When we picture a romantic relationship, we imagine an emotional partnership between two people. Monogamy is seen as the norm, but many people do not fit this standard relationship type. Martin (27) and Lark (28) are in a polyamorous relationship, which means they can date other people.
Martin and Lark both live and work in The Hague. Martin has been working as a bioinformatician at a company that grows chrysanthemums twenty minutes outside of the city. His partner Lark (who uses they/them pronouns) is finishing their philosophy degree at Leiden University.
This weekend, Lark and Martin are together. Every other weekend, Martin goes to his second boyfriend Lou (25), who lives in Arnhem, on the other side of the country. Lou and Martin have been dating for over a year. Lark is not seeing anyone other than Martin at this moment. However, Lark says they have had a handful of dates in the last few years, sometimes leading to follow-up dates or short relationships.

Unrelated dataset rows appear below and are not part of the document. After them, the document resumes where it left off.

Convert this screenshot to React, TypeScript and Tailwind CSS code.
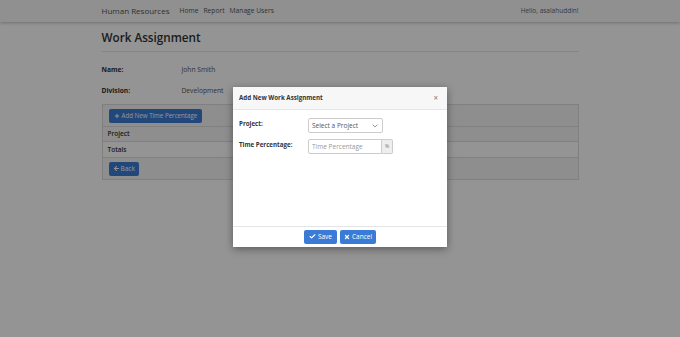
import { Plus, ArrowLeft, Check, X, ChevronDown } from "lucide-react"

export default function App() {
  return (
    <div className="relative h-[337px] w-[680px] overflow-hidden bg-white font-['Open_Sans',sans-serif] text-[#333]">
      {/* Navbar */}
      <nav className="h-[22px] bg-[#f8f8f8] shadow-[0_1px_3px_rgba(0,0,0,0.25)]">
        <div className="mx-auto flex h-full w-[477px] items-center">
          <span className="text-[8px] text-[#555]">Human Resources</span>
          <div className="ml-[10px] flex gap-[5px] text-[6.7px] text-[#555]">
            <span>Home</span>
            <span>Report</span>
            <span>Manage Users</span>
          </div>
          <span className="ml-auto text-[6.5px] text-[#666]">Hello, asalahuddin!</span>
        </div>
      </nav>

      {/* Page */}
      <div className="mx-auto w-[477px]">
        <h1 className="mt-[7px] pb-[5px] text-[11.7px] leading-[17px] font-semibold text-[#333]">Work Assignment</h1>
        <div className="border-t border-[#e5e5e5]" />

        <div className="mt-[13px] flex text-[6.7px] leading-[10px]">
          <span className="w-[80px] font-bold">Name:</span>
          <span className="text-[#555]">John Smith</span>
        </div>
        <div className="mt-[11px] flex text-[6.7px] leading-[10px]">
          <span className="w-[80px] font-bold">Division:</span>
          <span className="text-[#555]">Development</span>
        </div>

        <div className="mt-[8px] border border-[#ddd] text-[6.5px]">
          <div className="flex h-[22px] items-center border-b border-[#ddd] bg-[#f5f5f5] px-[6px]">
            <button className="flex h-[14px] items-center gap-[2px] rounded-[2px] bg-[#3a7bd5] px-[5px] text-[6.2px] text-white">
              <Plus className="h-[6px] w-[6px]" strokeWidth={4} />
              Add New Time Percentage
            </button>
          </div>
          <div className="flex h-[15px] items-center border-b border-[#ddd] bg-[#f5f5f5] px-[5px] font-semibold">
            Project
          </div>
          <div className="flex h-[16px] items-center border-b border-[#ddd] bg-white px-[5px] font-semibold">
            Totals
          </div>
          <div className="flex h-[21px] items-center bg-[#f5f5f5] px-[6px]">
            <button className="flex h-[14px] items-center gap-[1px] rounded-[2px] bg-[#3a7bd5] px-[4px] text-[6.5px] text-white">
              <ArrowLeft className="h-[7px] w-[7px]" strokeWidth={3.5} />
              Back
            </button>
          </div>
        </div>
      </div>

      {/* Modal backdrop */}
      <div className="absolute inset-0 bg-black/[0.42]">
        <div className="mx-auto mt-[87px] flex h-[160px] w-[214px] flex-col bg-white shadow-[0_2px_8px_rgba(0,0,0,0.4)]">
          <div className="flex h-[23px] items-center border-b border-[#e5e5e5] bg-[#f7f7f7] px-[6px]">
            <span className="text-[6.2px] font-bold text-[#333]">Add New Work Assignment</span>
            <span className="ml-auto mr-[3px] text-[8px] leading-none font-bold text-[#999]">×</span>
          </div>
          <div className="flex-1 px-[6px] pt-[9px] text-[6.2px]">
            <div className="flex items-start">
              <span className="w-[69px] font-bold">Project:</span>
              <div className="-mt-[1px] flex h-[15px] w-[75px] items-center rounded-[2px] border border-[#ccc] px-[3px] text-[6.5px] text-[#555]">
                Select a Project
                <ChevronDown className="ml-auto h-[8px] w-[8px] text-[#666]" strokeWidth={2} />
              </div>
            </div>
            <div className="mt-[7px] flex items-start">
              <span className="w-[69px] font-bold">Time Percentage:</span>
              <div className="-mt-[1px] flex h-[15px]">
                <div className="flex w-[74px] items-center rounded-l-[2px] border border-[#ccc] px-[3px] text-[6.5px] text-[#999]">
                  Time Percentage
                </div>
                <div className="flex w-[11px] items-center justify-center rounded-r-[2px] border border-l-0 border-[#ccc] bg-[#eee] text-[5px] text-[#777]">
                  %
                </div>
              </div>
            </div>
          </div>
          <div className="flex h-[21px] items-center justify-center gap-[3px] border-t border-[#e5e5e5] pb-[1px]">
            <button className="flex h-[14px] items-center gap-[2px] rounded-[2px] bg-[#3a7bd5] px-[5px] text-[6.5px] text-white">
              <Check className="h-[7px] w-[7px]" strokeWidth={4} />
              Save
            </button>
            <button className="flex h-[14px] items-center gap-[2px] rounded-[2px] bg-[#3a7bd5] px-[4px] text-[6.5px] text-white">
              <X className="h-[6px] w-[6px]" strokeWidth={5} />
              Cancel
            </button>
          </div>
        </div>
      </div>
    </div>
  )
}
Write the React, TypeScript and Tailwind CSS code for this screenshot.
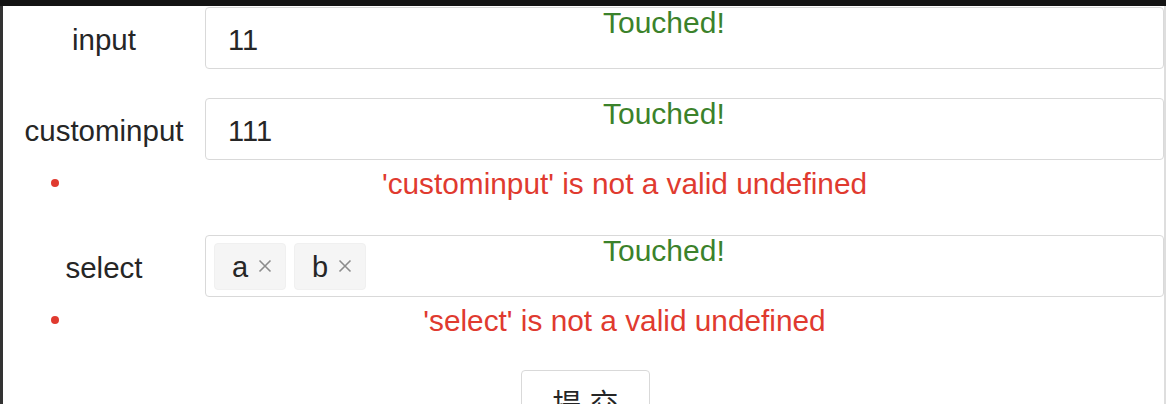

The couple was familiar with polyamory before they met each other. Martin says it has never been a problem for him to accept the other love lives of his partners. “One of the first dating experiences I had was with someone who was also seeing other people,” he says. “In the back of my mind, I was never opposed to this. I never had any feelings of jealousy.” Lark mentions that he also had dating experiences with polyamorous people before meeting Martin, which opened him up to the idea. Lark: “I would just have a few drinks with other polyamorous people,” they say, “ It really opened my eyes. I thought staying independent as a person in love was nice.”
Martin says that monogamy is not a good fit for him because he values his autonomy. “My first polyamorous relationship wasn’t healthy. When I got out of it, I thought a lot about who I was as a person,” he says. “I realised that I wanted to stay my own person when I am in a relationship. Many people fuse together with their partner over time, but I like to keep my own independence.” Lark agrees with Martin. Lark: “There is a social script in our society, where we must follow certain monogamous rules in a relationship. That doesn’t fit me.” They also add that monogamy can sometimes be very difficult, because of the expectations that people can have of their partners. “You can’t expect everything from your partner, even though you might want that,” Lark says. They add, “As a polyamorous person, you can still get some things you want. It’s just not from the same person all the time.”
Some people might think that if you are non-monogamous, jealousy won’t play a part in the relationship, but Martin and Lark say that’s not the case. Lark claims that they especially found it difficult when Martin started seeing Lou. “It came in waves,” Lark says. “It was just difficult that I couldn’t spend the same amount of time with Martin anymore. But we spoke about it for a long time, and I realised that he wasn’t going to love me any less.” Martin comments on his relationship with Lou: “Lou and I also agreed that we would see each other once every two weeks, so we can still see each other enough to maintain our relationship, but also have enough time for our jobs, studies, or other relationships.”
Just like Martin, Lou also has another relationship. Martin doesn’t specify Lou’s other partner’s name, but does say that Lou and she have been seeing each other for a couple of months. Martin says that he also felt jealous when Lou started seeing her. Martin: “He talked about how he met her in much detail, and it made me feel a bit strange. I was confronted with the fact that she could see Lou way more often because they live in the same city.” Martin says that this is where polyamorous relationships become a lot more difficult. Martin: “You must disentangle a lot of feelings and get into a calmer place before you can bring this up. You can’t expect your partner to not see anyone else when you’re seeing other people yourself.” Martin says that he talked about his feelings with Lou, which relieved him of his jealousy. “He was happy I brought it up, and he doesn’t get into detail about his other relationship anymore. He is respectful of my feelings.”
As advice to people who might want to explore polyamory themselves, Martin says that it’s important to be in touch with your own feelings. Martin: “If you feel jealous, look at yourself and think: ‘Why do I feel this way?’ Go to a calmer place in yourself and make sure that you are not making your partner solve your feelings. That way, I believe you can also have a loving, non-monogamous romance.”